Anytime/Online Progressive Pruning (APP): For data streams, the APP protocol applies pruning at each megabatch $t$ using a precomputed schedule $s(t)=0.8^{\delta_t}$ , with a linearly spaced exponent $\delta_t$ and practical base $0.8$ to provide mild early pruning and more aggressive late reduction. This aligns capacity adaptation with continued learning, as opposed to linear or one-shot schedules, which induce brittle under- or over-pruning (Misra et al., 2022).
Federated Progressive Sparsification (FedSparsify): In decentralized settings, FedSparsify incrementally raises the sparsity target across federated rounds via an exponential schedule. Pruning is performed globally or locally at each client, with synchronization via purging masks and majority-vote aggregation. Hyperparameters on pruning frequency and exponent $n$ trade off accuracy retention and speed of sparsity induction (Stripelis et al., 2022).
Dynamic Spatial Sparsification: In transformer/CNN vision models, prediction modules progressively prune tokens or spatial locations at multiple points via hierarchical geometric or arithmetic schedules (e.g., $\rho^{(s)} = \rho^{s}$ ). This input-adaptive, staged approach preserves dense computation for important features while routing others through lightweight computations, maintaining final map structure and accuracy (Rao et al., 2022).

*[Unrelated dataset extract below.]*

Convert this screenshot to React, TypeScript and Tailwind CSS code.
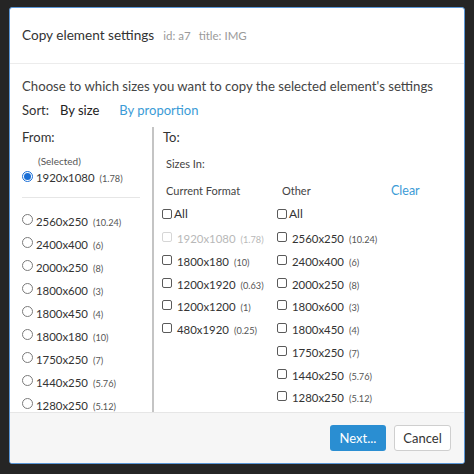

5. Empirical Performance, Failure Modes, and Ablations

Progressive sparsification schedules exhibit several empirical trends:

Rapid early sparsity gains (e.g., $\sim$ 80% after 20–30 epochs in VGG-16/ResNet-20 on CIFAR-10),
Diminishing per-round improvements due to early saturation of negative gates or layerwise mask convergence,
Superior end accuracies to static methods (e.g., continuous sparsification surpasses iterative magnitude pruning at both efficiency and test error for VGG/CIFAR-10 and ResNet-50/ImageNet) (Savarese et al., 2019),
Robustness to moderate variations in regularization strength or pruning step size, with mask initialization the critical determinant for hitting precise sparsity targets,
Nonmonotonic generalization gap evolution in online regimes, with potential double-descent effects as APP regularizes overfitting peaks by late-stage pruning (Misra et al., 2022).

Ablation studies consistently show that too aggressive pruning early (e.g., high exponent $n$ , high $\Delta s_\ell$ ) leads to accuracy degradation, while too slow schedules incur extra training cost with minimal sparsity gain. Full replay buffers and schedule restarts per pruning step are essential for stable performance in online/pruning-at-each-megabatch settings.

6. Applications Beyond Deep Learning: Sparse Scheduling in Circuit Switches

Progressive sparsification schedules also govern allocation in combinatorial systems such as circuit switches. The Birkhoff and Birkhoff $^+$ algorithms progressively construct an $\epsilon$ -approximate decomposition of a demand matrix $T$ into a sparse sum of permutations. At each step, the scheme greedily selects a new permutation and duration to maximize error decrease, yielding total step count $k = O(\log(1/\epsilon))$ . This enables operators to balance schedule sparsity (to minimize reconfiguration delay) against total approximation error for network throughput (Valls et al., 2020).

7. Guidelines and Best Practices for Implementation

Key recommendations for implementing effective progressive sparsification schedules include:

For deep networks, use $\beta^{(T)} \in [150,250]$ , $\lambda=10^{-8}$ , mask initializations in $[-0.3,+0.3]$ , and 3–5 continuation rounds for robustness and maximal compression (Savarese et al., 2019).
In federated settings, favor small pruning frequency ( $F=1$ ) and moderate exponent $n=3$ for smoothed transitions (Stripelis et al., 2022).
When applying APP in online learning, base scheduling on $0.8^{\delta_t}$ with full replay buffers, adjusting granularity according to megabatch counts and final desired sparsity (Misra et al., 2022).
In grow-and-prune schemes, partition according to network modularity (e.g., residual blocks), cycle multiple times per partition, and fine-tune after final pruning; for global sparsity, avoid explicit time interpolation—let partition cycling enforce exploration (Ma et al., 2021).
For structured continuous sparsification, ramp regularization $\lambda$ linearly over an extended schedule to prevent premature collapse and maximize attainable sparsity (Yuan et al., 2020).

These progressive methods systematically interpolate between dense initialization and sparse optimality, enabling efficient, robust, and highly sparse models or schedules across neural and combinatorial architectures.